## Begin Provided data

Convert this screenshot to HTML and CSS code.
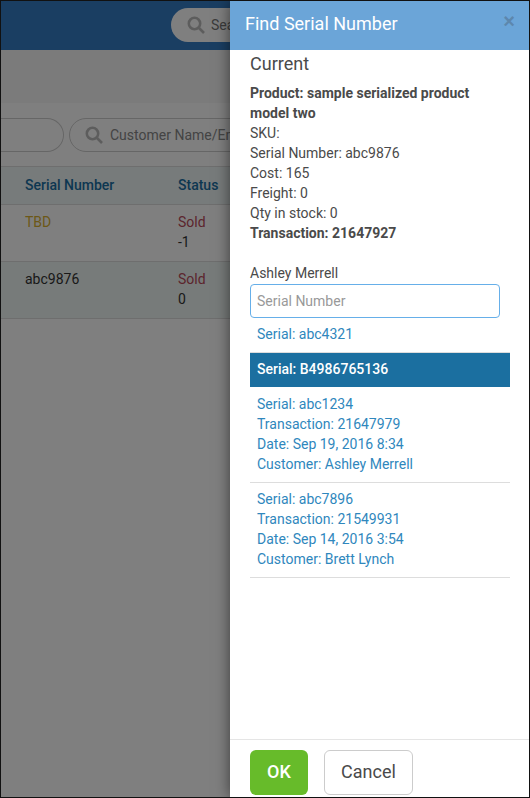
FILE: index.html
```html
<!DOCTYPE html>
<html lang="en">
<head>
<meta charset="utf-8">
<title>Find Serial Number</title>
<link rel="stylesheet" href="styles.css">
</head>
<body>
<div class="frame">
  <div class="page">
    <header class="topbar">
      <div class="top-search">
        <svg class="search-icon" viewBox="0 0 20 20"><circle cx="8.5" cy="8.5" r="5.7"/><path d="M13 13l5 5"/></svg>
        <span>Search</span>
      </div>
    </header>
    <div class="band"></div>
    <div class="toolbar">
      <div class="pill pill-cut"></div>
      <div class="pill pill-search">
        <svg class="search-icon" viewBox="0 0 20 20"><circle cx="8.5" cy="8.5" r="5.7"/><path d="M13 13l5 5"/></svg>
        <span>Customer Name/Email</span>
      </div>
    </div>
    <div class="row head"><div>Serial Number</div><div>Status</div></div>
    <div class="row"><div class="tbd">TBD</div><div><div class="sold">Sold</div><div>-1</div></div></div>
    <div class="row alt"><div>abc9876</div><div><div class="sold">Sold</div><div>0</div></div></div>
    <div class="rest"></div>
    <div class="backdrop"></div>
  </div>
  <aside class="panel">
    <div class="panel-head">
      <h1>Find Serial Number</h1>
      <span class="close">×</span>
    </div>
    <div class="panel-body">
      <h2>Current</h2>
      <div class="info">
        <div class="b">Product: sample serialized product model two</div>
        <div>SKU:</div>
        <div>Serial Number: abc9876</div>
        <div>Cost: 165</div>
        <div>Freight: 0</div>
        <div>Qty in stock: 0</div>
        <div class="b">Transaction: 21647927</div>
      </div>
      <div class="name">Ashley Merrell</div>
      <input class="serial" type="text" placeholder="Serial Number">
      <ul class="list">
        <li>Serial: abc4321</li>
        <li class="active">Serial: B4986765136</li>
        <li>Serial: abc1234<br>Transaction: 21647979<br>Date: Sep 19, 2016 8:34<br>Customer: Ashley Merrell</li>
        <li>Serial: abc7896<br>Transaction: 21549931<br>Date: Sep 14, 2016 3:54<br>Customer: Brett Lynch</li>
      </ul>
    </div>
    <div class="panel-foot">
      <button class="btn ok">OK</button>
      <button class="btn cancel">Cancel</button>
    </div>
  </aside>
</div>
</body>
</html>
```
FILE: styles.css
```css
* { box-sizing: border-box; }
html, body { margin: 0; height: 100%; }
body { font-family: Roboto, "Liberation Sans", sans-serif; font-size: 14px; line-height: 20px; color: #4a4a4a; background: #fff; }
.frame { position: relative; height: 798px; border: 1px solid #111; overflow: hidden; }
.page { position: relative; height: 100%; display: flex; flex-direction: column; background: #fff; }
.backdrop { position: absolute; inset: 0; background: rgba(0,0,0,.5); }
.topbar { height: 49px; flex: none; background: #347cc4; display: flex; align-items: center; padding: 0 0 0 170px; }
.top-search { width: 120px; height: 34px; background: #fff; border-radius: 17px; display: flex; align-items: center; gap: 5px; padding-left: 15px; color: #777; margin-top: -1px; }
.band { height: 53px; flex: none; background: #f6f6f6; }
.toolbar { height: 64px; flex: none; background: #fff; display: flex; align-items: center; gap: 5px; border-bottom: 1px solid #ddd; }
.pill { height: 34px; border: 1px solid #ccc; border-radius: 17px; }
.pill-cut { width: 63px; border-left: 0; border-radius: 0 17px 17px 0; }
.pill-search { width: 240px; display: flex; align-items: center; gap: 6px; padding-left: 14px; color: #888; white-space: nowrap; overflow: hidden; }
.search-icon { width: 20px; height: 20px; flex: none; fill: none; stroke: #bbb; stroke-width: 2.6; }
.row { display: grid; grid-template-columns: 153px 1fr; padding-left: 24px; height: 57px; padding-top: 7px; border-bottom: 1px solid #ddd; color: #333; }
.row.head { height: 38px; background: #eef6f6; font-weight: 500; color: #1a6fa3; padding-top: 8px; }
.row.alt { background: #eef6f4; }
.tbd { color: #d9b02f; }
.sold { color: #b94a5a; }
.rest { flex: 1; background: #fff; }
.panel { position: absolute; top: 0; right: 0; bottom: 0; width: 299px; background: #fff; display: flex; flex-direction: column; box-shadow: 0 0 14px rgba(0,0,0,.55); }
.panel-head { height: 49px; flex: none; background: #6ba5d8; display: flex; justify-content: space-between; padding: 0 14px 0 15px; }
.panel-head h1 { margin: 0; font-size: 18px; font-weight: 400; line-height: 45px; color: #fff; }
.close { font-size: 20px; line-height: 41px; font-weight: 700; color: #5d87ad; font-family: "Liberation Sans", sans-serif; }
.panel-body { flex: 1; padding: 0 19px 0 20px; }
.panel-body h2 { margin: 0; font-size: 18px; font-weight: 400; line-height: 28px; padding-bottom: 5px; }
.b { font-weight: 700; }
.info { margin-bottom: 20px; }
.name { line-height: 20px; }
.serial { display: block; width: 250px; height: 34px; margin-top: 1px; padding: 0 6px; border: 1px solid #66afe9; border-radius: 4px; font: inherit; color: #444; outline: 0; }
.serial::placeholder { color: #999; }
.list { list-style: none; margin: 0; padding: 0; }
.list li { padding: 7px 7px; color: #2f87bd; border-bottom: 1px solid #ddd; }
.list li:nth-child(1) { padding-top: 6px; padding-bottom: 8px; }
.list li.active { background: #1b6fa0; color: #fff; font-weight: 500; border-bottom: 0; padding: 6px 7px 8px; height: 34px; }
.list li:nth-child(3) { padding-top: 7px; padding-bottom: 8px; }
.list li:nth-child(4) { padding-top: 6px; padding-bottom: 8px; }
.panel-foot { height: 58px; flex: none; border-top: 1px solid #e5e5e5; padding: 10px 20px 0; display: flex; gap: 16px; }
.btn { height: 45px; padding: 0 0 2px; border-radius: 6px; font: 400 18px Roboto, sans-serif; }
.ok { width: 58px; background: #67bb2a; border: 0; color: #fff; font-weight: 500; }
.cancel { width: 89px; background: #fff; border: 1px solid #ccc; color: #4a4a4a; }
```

## End Provided data

- **Goal**
Are you able to set down all the lines above exactly, without any pictures?

- **Task answer**
Convert this screenshot to HTML and CSS code.
FILE: index.html
```html
<!DOCTYPE html>
<html lang="en">
<head>
<meta charset="utf-8">
<title>Find Serial Number</title>
<link rel="stylesheet" href="styles.css">
</head>
<body>
<div class="frame">
  <div class="page">
    <header class="topbar">
      <div class="top-search">
        <svg class="search-icon" viewBox="0 0 20 20"><circle cx="8.5" cy="8.5" r="5.7"/><path d="M13 13l5 5"/></svg>
        <span>Search</span>
      </div>
    </header>
    <div class="band"></div>
    <div class="toolbar">
      <div class="pill pill-cut"></div>
      <div class="pill pill-search">
        <svg class="search-icon" viewBox="0 0 20 20"><circle cx="8.5" cy="8.5" r="5.7"/><path d="M13 13l5 5"/></svg>
        <span>Customer Name/Email</span>
      </div>
    </div>
    <div class="row head"><div>Serial Number</div><div>Status</div></div>
    <div class="row"><div class="tbd">TBD</div><div><div class="sold">Sold</div><div>-1</div></div></div>
    <div class="row alt"><div>abc9876</div><div><div class="sold">Sold</div><div>0</div></div></div>
    <div class="rest"></div>
    <div class="backdrop"></div>
  </div>
  <aside class="panel">
    <div class="panel-head">
      <h1>Find Serial Number</h1>
      <span class="close">×</span>
    </div>
    <div class="panel-body">
      <h2>Current</h2>
      <div class="info">
        <div class="b">Product: sample serialized product model two</div>
        <div>SKU:</div>
        <div>Serial Number: abc9876</div>
        <div>Cost: 165</div>
        <div>Freight: 0</div>
        <div>Qty in stock: 0</div>
        <div class="b">Transaction: 21647927</div>
      </div>
      <div class="name">Ashley Merrell</div>
      <input class="serial" type="text" placeholder="Serial Number">
      <ul class="list">
        <li>Serial: abc4321</li>
        <li class="active">Serial: B4986765136</li>
        <li>Serial: abc1234<br>Transaction: 21647979<br>Date: Sep 19, 2016 8:34<br>Customer: Ashley Merrell</li>
        <li>Serial: abc7896<br>Transaction: 21549931<br>Date: Sep 14, 2016 3:54<br>Customer: Brett Lynch</li>
      </ul>
    </div>
    <div class="panel-foot">
      <button class="btn ok">OK</button>
      <button class="btn cancel">Cancel</button>
    </div>
  </aside>
</div>
</body>
</html>
```
FILE: styles.css
```css
* { box-sizing: border-box; }
html, body { margin: 0; height: 100%; }
body { font-family: Roboto, "Liberation Sans", sans-serif; font-size: 14px; line-height: 20px; color: #4a4a4a; background: #fff; }
.frame { position: relative; height: 798px; border: 1px solid #111; overflow: hidden; }
.page { position: relative; height: 100%; display: flex; flex-direction: column; background: #fff; }
.backdrop { position: absolute; inset: 0; background: rgba(0,0,0,.5); }
.topbar { height: 49px; flex: none; background: #347cc4; display: flex; align-items: center; padding: 0 0 0 170px; }
.top-search { width: 120px; height: 34px; background: #fff; border-radius: 17px; display: flex; align-items: center; gap: 5px; padding-left: 15px; color: #777; margin-top: -1px; }
.band { height: 53px; flex: none; background: #f6f6f6; }
.toolbar { height: 64px; flex: none; background: #fff; display: flex; align-items: center; gap: 5px; border-bottom: 1px solid #ddd; }
.pill { height: 34px; border: 1px solid #ccc; border-radius: 17px; }
.pill-cut { width: 63px; border-left: 0; border-radius: 0 17px 17px 0; }
.pill-search { width: 240px; display: flex; align-items: center; gap: 6px; padding-left: 14px; color: #888; white-space: nowrap; overflow: hidden; }
.search-icon { width: 20px; height: 20px; flex: none; fill: none; stroke: #bbb; stroke-width: 2.6; }
.row { display: grid; grid-template-columns: 153px 1fr; padding-left: 24px; height: 57px; padding-top: 7px; border-bottom: 1px solid #ddd; color: #333; }
.row.head { height: 38px; background: #eef6f6; font-weight: 500; color: #1a6fa3; padding-top: 8px; }
.row.alt { background: #eef6f4; }
.tbd { color: #d9b02f; }
.sold { color: #b94a5a; }
.rest { flex: 1; background: #fff; }
.panel { position: absolute; top: 0; right: 0; bottom: 0; width: 299px; background: #fff; display: flex; flex-direction: column; box-shadow: 0 0 14px rgba(0,0,0,.55); }
.panel-head { height: 49px; flex: none; background: #6ba5d8; display: flex; justify-content: space-between; padding: 0 14px 0 15px; }
.panel-head h1 { margin: 0; font-size: 18px; font-weight: 400; line-height: 45px; color: #fff; }
.close { font-size: 20px; line-height: 41px; font-weight: 700; color: #5d87ad; font-family: "Liberation Sans", sans-serif; }
.panel-body { flex: 1; padding: 0 19px 0 20px; }
.panel-body h2 { margin: 0; font-size: 18px; font-weight: 400; line-height: 28px; padding-bottom: 5px; }
.b { font-weight: 700; }
.info { margin-bottom: 20px; }
.name { line-height: 20px; }
.serial { display: block; width: 250px; height: 34px; margin-top: 1px; padding: 0 6px; border: 1px solid #66afe9; border-radius: 4px; font: inherit; color: #444; outline: 0; }
.serial::placeholder { color: #999; }
.list { list-style: none; margin: 0; padding: 0; }
.list li { padding: 7px 7px; color: #2f87bd; border-bottom: 1px solid #ddd; }
.list li:nth-child(1) { padding-top: 6px; padding-bottom: 8px; }
.list li.active { background: #1b6fa0; color: #fff; font-weight: 500; border-bottom: 0; padding: 6px 7px 8px; height: 34px; }
.list li:nth-child(3) { padding-top: 7px; padding-bottom: 8px; }
.list li:nth-child(4) { padding-top: 6px; padding-bottom: 8px; }
.panel-foot { height: 58px; flex: none; border-top: 1px solid #e5e5e5; padding: 10px 20px 0; display: flex; gap: 16px; }
.btn { height: 45px; padding: 0 0 2px; border-radius: 6px; font: 400 18px Roboto, sans-serif; }
.ok { width: 58px; background: #67bb2a; border: 0; color: #fff; font-weight: 500; }
.cancel { width: 89px; background: #fff; border: 1px solid #ccc; color: #4a4a4a; }
```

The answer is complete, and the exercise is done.